Bolivia nunca fue un terreno fértil para la empresa privada debido a su convulsionada vida política. Desde el inicio mismo del país, quienes gobernaron fueron los militares. El voto, que llegó después, resultó siendo apenas la expresión de una minoría y, en esas condiciones, a un principio, era imposible hablar de democracia.
Aun cuando se impuso el voto universal, la realidad política no se modificaba. La llegada de los civiles no cambió mucho las cosas y los gobiernos se sucedieron unos tras otros: algunos llegaron al poder mediante las armas; otros, sí, por el voto.

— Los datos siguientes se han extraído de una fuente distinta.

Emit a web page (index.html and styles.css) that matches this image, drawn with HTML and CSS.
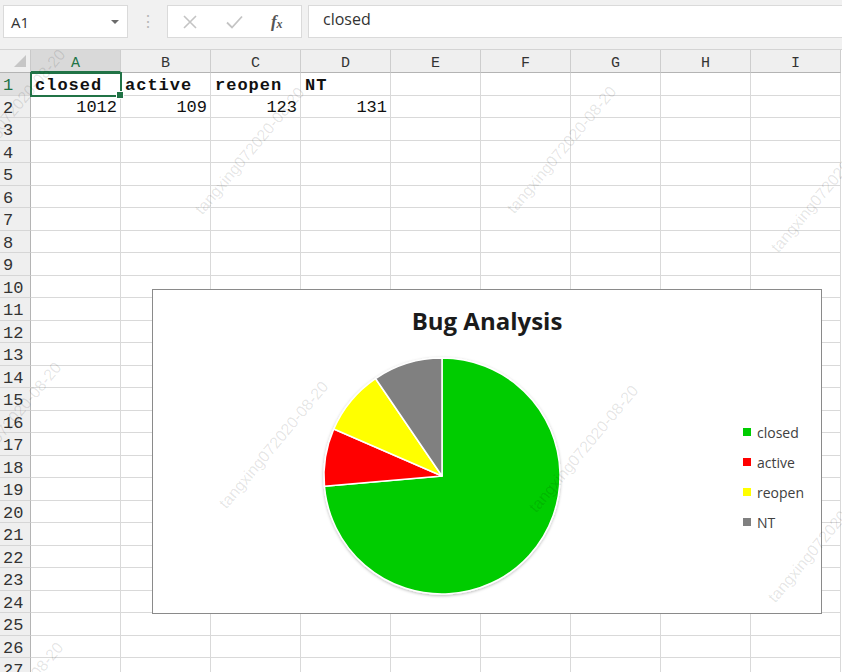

Mientras los rostros de los gobernantes cambiaban constantemente en Bolivia, la empresa privada se desarrollaba en países vecinos como Argentina y Chile. En este último, donde se gozaba de estabilidad, se desarrolló una fuerte oligarquía.
Bolivia, con sus esporádicas asonadas, puede hablar de una estabilidad relativa a partir de 1982, cuando un gobierno elegido en las urnas asume el mando y luego lo va entregando, consecutivamente, al sucesor constitucional. Las cifras demuestran que las empresas privadas lograron desarrollarse recién en este periodo.
Entre 1982 y 2006 esas empresas crecieron discretamente, aunque más por la estabilidad que por los incentivos. En general, Bolivia es un país con una normativa tributaria abusiva y los privados deben pasar por peripecias para poder crecer. Los gobiernos a los que se denomina como “neoliberales” no incentivaban las inversiones, solo se limitaban a cobrar impuestos. Los gobiernos departamentales y municipales tampoco hicieron mucho al respecto. Las alcaldías, por ejemplo, podrían exencionar tasas o impuestos municipales a quienes instalen fábricas o empresas productivas, pero no lo hacen. Del mismo modo, se limitan a cobrar.
En ese panorama vimos crecer a la empresa privada de manera incipiente, muy pero muy distante a la de Argentina o Chile. Y sus condiciones empeoraron cuando Evo Morales tomó el mando de la nación.
La administración de Morales se mostró a favor de los trabajadores y en contra de los empresarios, a los que ajustó más que nunca. Como sus antecesores, no incentivó las inversiones, pero se afanaba en cobrar impuestos. Y con su férreo sistema impositivo, Bolivia se convirtió en el país de las multas… un infierno tributario.
Al margen de esa y otras condiciones desventajosas, el Gobierno asumió una política salarial más populista que socialista. Optó por decretar incrementos por encima del crecimiento económico anual y, eso afectó directamente en la economía de las empresas. Por si esto fuera poco, se creó una figura única en su género: el pago de un sueldo número 14, el doble aguinaldo, que no se justifica económicamente.
Esas medidas aparentemente populares no son beneficiosas para los trabajadores, sino todo lo contrario. Mientras los empleados ven incrementar sus ingresos, las empresas sufren el efecto contrario y optan por salidas desesperadas: los contratos en negro y, peor aún, los despidos o, incluso, el cierre. Si se cierra una empresa, no se puede pensar en un segundo aguinaldo porque no se tendrá ni siquiera el primero. Si se pierde el sueldo, se cae en uno de los mayores males sociales: el desempleo.
Por ello, cuando atravesamos tiempos de incertidumbre debido, principalmente, a la escasez de dólares, es momento de pensar en medidas que, por una parte, alivianarían la carga tributaria sobre la población y, por otra, dinamizarían la economía.
Es hora de descomprimir la presión del Estado sobre las empresas para alentar la creación de nuevos emprendimientos. De esa manera, seguramente, los privados tomarían confianza y se atreverían a acompañar las políticas públicas.